Thinking back to 1992

At lunch on the first day of the recent 'Falling Monuments, Reluctant Ruins' colloquium, hosted by Wits' School of Architecture and Planning and the Wits History Workshop, a comment that one of the organisers, Hilton Judin, had made in the course of the morning sessions, prompted us to haul out the slightly faded poster from the conference with a similar theme organised by the History Workshop nearly three decades ago. That one was titled: 'Myths, Monuments, Museums: New Premises?' The year was 1992 and the question mark reminded the few survivors of the earlier conference who were present of the tentative hopefulness of the era shortly before the transition to democracy. What struck some of us was that Penny Siopis' image on the old poster of the Voortrekker Monument being pulled down by an anonymous mass of people with, as the survivors recalled, the last minute addition suggested by Phil Bonner of a slightly smaller group determinedly tugging it back into place still seemed disconcertingly apposite. As most readers probably know, the Voortrekker Monument itself continues to thrive and, far from being dismantled or ostracised, has acquired official heritage status, which ironically it did not enjoy under the apartheid regime.

In one of its several subheadings the old poster strongly implied that  'multiculturalism' was in need of 'subverting'. It seems improbable that 'multiculturalism' would be proclaimed as an adversary today. Perhaps the word itself is no longer fashionable in any circles. But what seems to have happened in the years since the early 1990s is that the rise of identity politics and what was briefly referred to in the recent conference as the 'trope' of reconciliation have allowed the Voortrekker Monument to pass itself off as an innocuous repository of nineteenth-century Afrikaner history and culture.

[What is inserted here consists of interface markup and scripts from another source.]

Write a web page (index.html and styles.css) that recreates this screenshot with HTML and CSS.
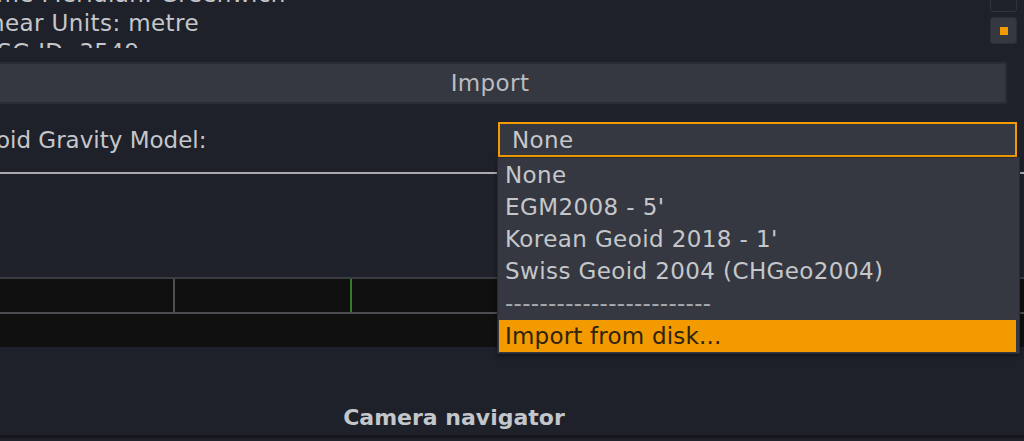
FILE: index.html
```html
<!DOCTYPE html>
<html>
<head>
<meta charset="utf-8">
<link rel="stylesheet" href="styles.css">
</head>
<body>
<div class="panel">
  <div class="info-row">
    <div class="info">
      <div class="info-lines">
        <div class="line l1">Prime Meridian: Greenwich</div>
        <div class="line l2">Linear Units: metre</div>
        <div class="line l3">EPSG ID: 3549</div>
      </div>
    </div>
    <div class="scrollbar">
      <div class="sb-box"></div>
      <div class="sb-btn"><span class="sb-dot"></span></div>
    </div>
  </div>

  <div class="import-btn">Import</div>

  <div class="geoid-row">
    <div class="geoid-label">Geoid Gravity Model:</div>
    <div class="combo-wrap">
      <div class="combo">None</div>
      <ul class="popup">
        <li class="item">None</li>
        <li class="item">EGM2008 - 5'</li>
        <li class="item">Korean Geoid 2018 - 1'</li>
        <li class="item">Swiss Geoid 2004 (CHGeo2004)</li>
        <li class="item sep">------------------------</li>
        <li class="item active">Import from disk...</li>
      </ul>
    </div>
  </div>

  <div class="rule"></div>

  <div class="strip">
    <div class="strip-top">
      <span class="tick grey"></span>
      <span class="tick green"></span>
    </div>
    <div class="strip-bottom"></div>
  </div>

  <div class="camera">
    <div class="camera-title">Camera navigator</div>
  </div>
</div>
</body>
</html>
```

FILE: styles.css
```css
html, body {
  margin: 0;
  padding: 0;
}
body {
  width: 1024px;
  height: 441px;
  overflow: hidden;
  background: #1e212a;
  font-family: "DejaVu Sans", Verdana, sans-serif;
  font-size: 23px;
  letter-spacing: 0.4px;
  color: #c5c7ca;
}
.panel {
  display: flex;
  flex-direction: column;
}

/* info area */
.info-row {
  display: flex;
  height: 48px;
}
.info {
  flex: 1;
  overflow: hidden;
}
.info-lines {
  margin-top: -20px;
  line-height: 29px;
  white-space: nowrap;
}
.l1 { margin-left: -34px; }
.l2 { margin-left: -30px; }
.l3 { margin-left: -32px; }

.scrollbar {
  width: 27px;
  margin-right: 7px;
  display: flex;
  flex-direction: column;
  gap: 5px;
}
.sb-box {
  height: 16px;
  margin-top: -4px;
  border: 1px solid #30333b;
  border-radius: 3px;
  box-sizing: border-box;
}
.sb-btn {
  height: 27px;
  background: #353841;
  border: 1px solid #2b2e35;
  border-radius: 3px;
  box-sizing: border-box;
  display: flex;
  align-items: center;
  justify-content: center;
}
.sb-dot {
  width: 8px;
  height: 8px;
  background: #f39a00;
}

/* import button */
.import-btn {
  margin-top: 14px;
  margin-left: -27px;
  margin-right: 17px;
  height: 42px;
  box-sizing: border-box;
  background: #353841;
  border: 2px solid #2a2d34;
  display: flex;
  align-items: center;
  justify-content: center;
  color: #b9bcc0;
}

/* geoid row */
.geoid-row {
  margin-top: 18px;
  height: 35px;
  display: flex;
  align-items: center;
}
.geoid-label {
  flex: 1;
  margin-left: -36px;
  letter-spacing: 0;
  white-space: nowrap;
}
.combo-wrap {
  position: relative;
  width: 519px;
  margin-right: 7px;
  height: 35px;
}
.combo {
  height: 35px;
  box-sizing: border-box;
  border: 2px solid #f39a00;
  background: #353841;
  padding-left: 12px;
  display: flex;
  align-items: center;
}
.popup {
  position: absolute;
  left: -1px;
  top: 35px;
  width: 523px;
  box-sizing: border-box;
  margin: 0;
  padding: 1px 1px 1px 1px;
  list-style: none;
  background: #353841;
  border: 1px solid #282b31;
  box-shadow: 0 2px 4px rgba(0,0,0,0.4);
  z-index: 2;
}
.item {
  height: 32px;
  line-height: 32px;
  padding-left: 6px;
  white-space: nowrap;
}
.item.sep {
  color: #a8abb0;
  letter-spacing: 0.3px;
}
.item.active {
  background: #f39a00;
  color: #2e2410;
  margin-right: 2px;
  margin-top: 1px;
  letter-spacing: 0.2px;
}

/* rule */
.rule {
  margin-top: 15px;
  height: 2px;
  background: #a9abae;
}

/* dark strip */
.strip {
  margin-top: 103px;
  height: 70px;
  display: flex;
  flex-direction: column;
}
.strip-top {
  height: 33px;
  background: #0f0f10;
  border-top: 2px solid #3b3d42;
  border-bottom: 2px solid #4c4d50;
  display: flex;
}
.tick {
  width: 2px;
  height: 100%;
}
.tick.grey {
  margin-left: 173px;
  background: #4e4f52;
}
.tick.green {
  margin-left: 175px;
  background: #2f7d2a;
}
.strip-bottom {
  flex: 1;
  background: #101011;
}

/* camera title */
.camera {
  height: 91px;
  box-sizing: border-box;
  padding-top: 57px;
  padding-right: 116px;
  border-bottom: 3px solid #15171c;
  text-align: center;
}
.camera-title {
  font-weight: bold;
  font-size: 22px;
  line-height: 28px;
  letter-spacing: 0;
  color: #c3c6ca;
}
```
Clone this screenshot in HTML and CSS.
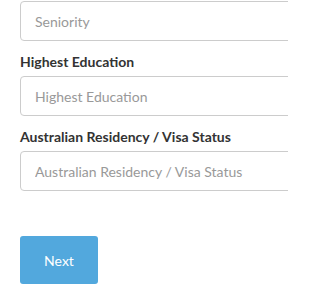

Indeed in making the announcement in 2012 that the Monument had been declared a national heritage site the then Arts and Culture Minister Paul Mashatile said: 'Today marks a historical milestone in the journey to build a South African nation that is truly united in its diversity' and directly invoked 'reconciliation' as a motive for the declaration. According to the government web-site that reported on Mashatile's speech, the Voortrekker Monument merely 'commemorates the pioneer history of Southern Africa and the history of the Afrikaner' (SAnews 2012).

In the 1992 conference, following arguments made by scholars such as TD Moodie, Dan O'Meara and Leonard Thompson, the re-enactment of the Great Trek, which culminated in the laying of the foundation stone for the Monument, was understood to be the product of careful strategizing by Afrikaans-speaking intellectuals to whip up the kind of Afrikaner nationalism that coalesced to bring the National Party to power in 1948.  In the 1992 conference, the multivocal symbolism of the Monument's architectural design that rooted the descendants of the 'pioneers' in Africa, while allowing for their enduring connection with what were held to be the finest points of European culture, was skilfully dissected. It is odd that all these years later, in 2018, catching sight of the magnitude of the political premeditation behind the Monument's origin and design still feels like something of a revelation.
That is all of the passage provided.